### Exercise aim:
Find the word "React" in the records below. List each line containing it.

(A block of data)
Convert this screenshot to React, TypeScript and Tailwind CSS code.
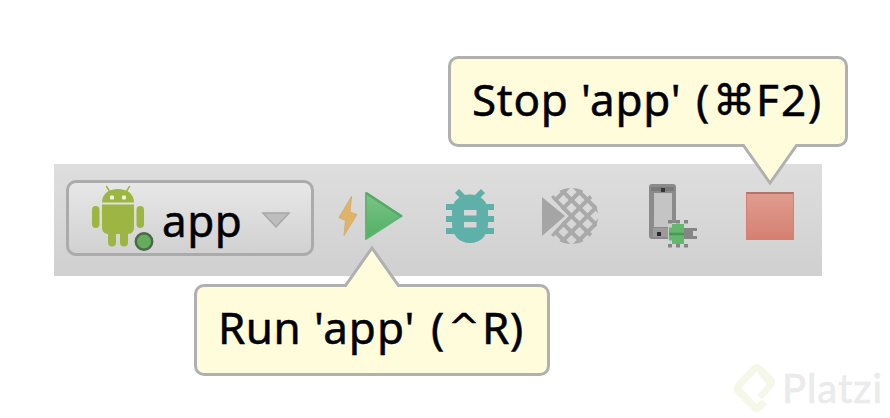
import React from "react";

const textFont = "font-['Noto_Sans','Open_Sans',sans-serif] text-[44px] leading-[60px] text-black [-webkit-text-stroke:0.5px_black]";

function Word({ children, className }: { children: React.ReactNode; className: string }) {
  return <span className={`block shrink-0 whitespace-pre ${className}`}>{children}</span>;
}

function AndroidIcon() {
  return (
    <svg width="64" height="66" viewBox="0 0 64 66" className="block shrink-0">
      <g fill="#9db643">
        <path d="M12 17.5C12 9 18.5 4 28 4S44 9 44 17.5Z" />
        <path d="M12 19.5H44V42Q44 49 38 49V57.5A4 4 0 0 1 30 57.5V49H26V57.5A4 4 0 0 1 18 57.5V49Q12 49 12 42Z" />
        <rect x="2" y="21" width="7.5" height="22" rx="3.7" />
        <rect x="46.5" y="21" width="7.5" height="22" rx="3.7" />
        <path d="M16.5 1.5 20 7M39.5 1.5 36 7" stroke="#9db643" strokeWidth="1.5" strokeLinecap="round" />
      </g>
      <rect x="20" y="10.5" width="4" height="4" rx="1" fill="#edf3dc" />
      <rect x="32" y="10.5" width="4" height="4" rx="1" fill="#edf3dc" />
      <circle cx="54" cy="56.5" r="8.2" fill="#65ad5d" stroke="#4c6849" strokeWidth="2.5" />
    </svg>
  );
}

function RunIcon() {
  return (
    <svg width="66" height="52" viewBox="0 0 66 52" className="block shrink-0">
      <defs>
        <linearGradient id="run" x1="0" y1="0" x2="0" y2="1">
          <stop stopColor="#7cc388" />
          <stop offset="1" stopColor="#50b062" />
        </linearGradient>
      </defs>
      <path d="M13.5 6.5 1 27.5 7.5 30.5 6 45.5 19 24.5 12 22Z" fill="#dfb368" stroke="#d3af78" strokeWidth="1" />
      <path d="M28 3 63.5 26 28 49Z" fill="url(#run)" stroke="#5fb671" strokeWidth="2" strokeLinejoin="round" />
      <path d="M29 3.5 63 26" stroke="#56aa68" strokeWidth="2.5" strokeLinecap="round" />
    </svg>
  );
}

function BugIcon() {
  return (
    <svg width="48" height="54" viewBox="0 0 48 54" className="block shrink-0" fill="#5eb0a9">
      <path d="M9 4 13 0 21 8 17 12ZM39 4 35 0 27 8 31 12Z" />
      <path d="M0 15H48V21H0ZM0 27H48V33H0ZM0 39H48V45H0Z" />
      <path fillRule="evenodd" d="M24 5.5C13 5.5 6 13 6 22V35C6 46 13 54 24 54S42 46 42 35V22C42 13 35 5.5 24 5.5ZM18 21H30.5V26.5H18ZM18 33H30.5V38.5H18Z" />
    </svg>
  );
}

function CoverageIcon() {
  return (
    <svg width="58" height="58" viewBox="0 0 58 58" className="block shrink-0">
      <defs>
        <clipPath id="coverage">
          <path d="M10 10Q19 1 30 1C46 1 57 13 57 29S46 57 30 57Q19 57 10 48L27 29Z" />
        </clipPath>
      </defs>
      <path d="M1 10 24 29 1 49Z" fill="#a5a5a5" />
      <g clipPath="url(#coverage)" stroke="#a9a9a9" strokeWidth="4">
        <path d="M0 46.5 60 106.5M0 30.5 60 90.5M0 14.5 60 74.5M0 -1.5 60 58.5M0 -17.5 60 42.5M0 -33.5 60 26.5M0 -49.5 60 10.5" />
        <path d="M0 11.5 12 -.5M0 27.5 28 -.5M0 43.5 60 -16.5M0 59.5 60 -.5M0 75.5 60 15.5M0 91.5 60 31.5M0 107.5 60 47.5" />
      </g>
    </svg>
  );
}

function DeviceIcon() {
  return (
    <svg width="50" height="66" viewBox="0 0 50 66" className="block shrink-0">
      <rect x="1" y="1" width="27" height="55" rx="3" fill="#8b8b8b" />
      <path d="M3 4H26V8H3Z" fill="#7b7b7b" />
      <rect x="6" y="10" width="18" height="34" fill="#c4c4c4" />
      <rect x="5" y="45" width="19" height="9" fill="#9b9b9b" />
      <path d="M20 40H29V57H20Z" fill="#cdcdcd" />
      <rect x="13" y="5" width="4" height="4" fill="#343434" />
      <rect x="9" y="49" width="4" height="4" fill="#292929" />
      <g fill="#858585">
        <path d="M20 37H24V40.5H20ZM28 37H32V40.5H28ZM36 37H40V40.5H36ZM20 61H24V64.5H20ZM28 61H32V64.5H28ZM36 61H40V64.5H36Z" />
        <path d="M36 45H49V48H45V53H49V56H36Z" />
      </g>
      <path d="M21 44.5H24V41H36V61H24V57.5H21Z" fill="#63b86e" />
      <path d="M21 51H36" stroke="#4f9458" strokeWidth="2.5" />
    </svg>
  );
}

export default function App() {
  return (
    <main className="relative h-[418px] w-[890px] overflow-hidden bg-white pl-[54px] pt-[164px]">
      <div className="flex h-[112px] w-[768px] bg-linear-to-b from-[#dedede] to-[#d0d0d0] pl-3 pt-4">
        <button className={`flex h-[76px] w-[248px] shrink-0 rounded-[10px] border-[3px] border-[#ababab] bg-linear-to-b from-[#e7e7e7] to-[#d1d1d1] pl-[21px] pt-[2px] ${textFont}`}>
          <AndroidIcon />
          <Word className="ml-[8px] mt-[5px] w-[78px] text-left tracking-[0.5px]">app</Word>
          <svg width="30" height="18" viewBox="0 0 30 18" className="ml-[21px] mt-[26px] block shrink-0">
            <path d="M2 2H28L15 16Z" fill="#bdbdbd" stroke="#a6a6a6" strokeWidth="1.5" />
          </svg>
        </button>
        <div className="ml-6 mt-[10px]"><RunIcon /></div>
        <div className="ml-[42px] mt-[9px]"><BugIcon /></div>
        <div className="ml-[47px] mt-[7px]"><CoverageIcon /></div>
        <div className="ml-[49px] mt-[3px]"><DeviceIcon /></div>
        <div className="ml-[48px] mt-3 h-[48px] w-[48px] border border-t-2 border-[#d57f71] border-t-[#b97267] bg-linear-to-b from-[#df9d8f] to-[#d58071]" />
      </div>

      <div role="tooltip" className={`absolute left-[448px] top-[56px] flex h-[91px] w-[400px] rounded-[10px] border-[3px] border-[#b0b0b0] bg-[#fffcdc] pl-[21px] pt-[10px] ${textFont}`}>
        <Word className="w-[109px] tracking-[0.7px]">Stop</Word>
        <Word className="w-[115px] tracking-[0.8px]">'app'</Word>
        <Word className="w-[17px]">(</Word>
        <Word className="mt-[2px] w-[43px] font-['DejaVu_Sans',sans-serif] text-[42px]">⌘</Word>
        <Word className="w-[25px]">F</Word>
        <Word className="w-[27px]">2</Word>
        <Word className="w-[14px]">)</Word>
        <svg width="60" height="46" viewBox="0 0 60 46" className="absolute left-[289px] top-[82px] block">
          <path d="M3.5 0V4L30 42 56.5 4V0Z" fill="#fffcdc" />
          <path d="M1 4.5H3.5L30 42 56.5 4.5H59" fill="none" stroke="#b0b0b0" strokeWidth="3" />
        </svg>
      </div>

      <div role="tooltip" className={`absolute left-[194px] top-[284px] flex h-[92px] w-[356px] rounded-[10px] border-[3px] border-[#b0b0b0] bg-[#fffcdc] pl-[21px] pt-[10px] ${textFont}`}>
        <Word className="w-[96px] tracking-[0.5px]">Run</Word>
        <Word className="w-[117px] tracking-[1px]">'app'</Word>
        <Word className="w-[17px]">(</Word>
        <Word className="w-[34px] font-['DejaVu_Sans',sans-serif] text-[38px]">^</Word>
        <Word className="w-[28px]">R</Word>
        <Word className="w-[14px]">)</Word>
        <svg width="60" height="46" viewBox="0 0 60 46" className="absolute left-[145px] top-[-43px] block">
          <path d="M3.5 46V41.5L30 4 56.5 41.5V46Z" fill="#fffcdc" />
          <path d="M1 41.5H3.5L30 4 56.5 41.5H59" fill="none" stroke="#b0b0b0" strokeWidth="3" />
        </svg>
      </div>

      <div className="absolute left-[732px] top-[362px] flex">
        <svg width="46" height="54" viewBox="0 0 46 54" className="block shrink-0" fill="#f5f8e9">
          <path d="M30.3 37.3 35.3 42.3 28 49Q24.500 52 21 49L3 31Q0 27 3 22L20 4Q24.7 0 29.5 4L41 15Q45 20 41.5 25ZM25.3 33.7 34.7 22.3 24.7 9.7 9.5 25.7 24.5 42 30.3 37.3Z" fillRule="evenodd" />
        </svg>
        <span className="ml-[4px] mt-[2px] block font-['Lato',sans-serif] text-[40px] leading-[48px] tracking-[1px] text-[#ebebeb] [-webkit-text-stroke:0.7px_#ebebeb]">Platzi</span>
      </div>
    </main>
  );
}
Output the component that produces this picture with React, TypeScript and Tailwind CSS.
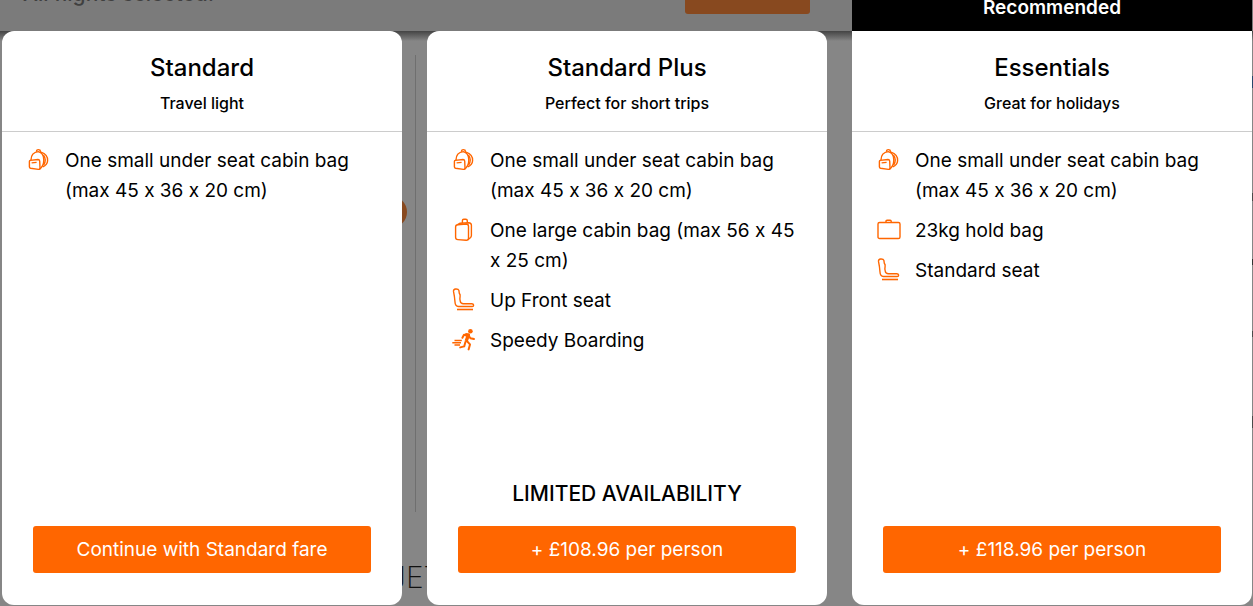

### Written response:
Convert this screenshot to React, TypeScript and Tailwind CSS code.
import React from "react";
function Word({ children, className }: { children: React.ReactNode; className: string }) {
Output the component that produces this picture with React, TypeScript and Tailwind CSS.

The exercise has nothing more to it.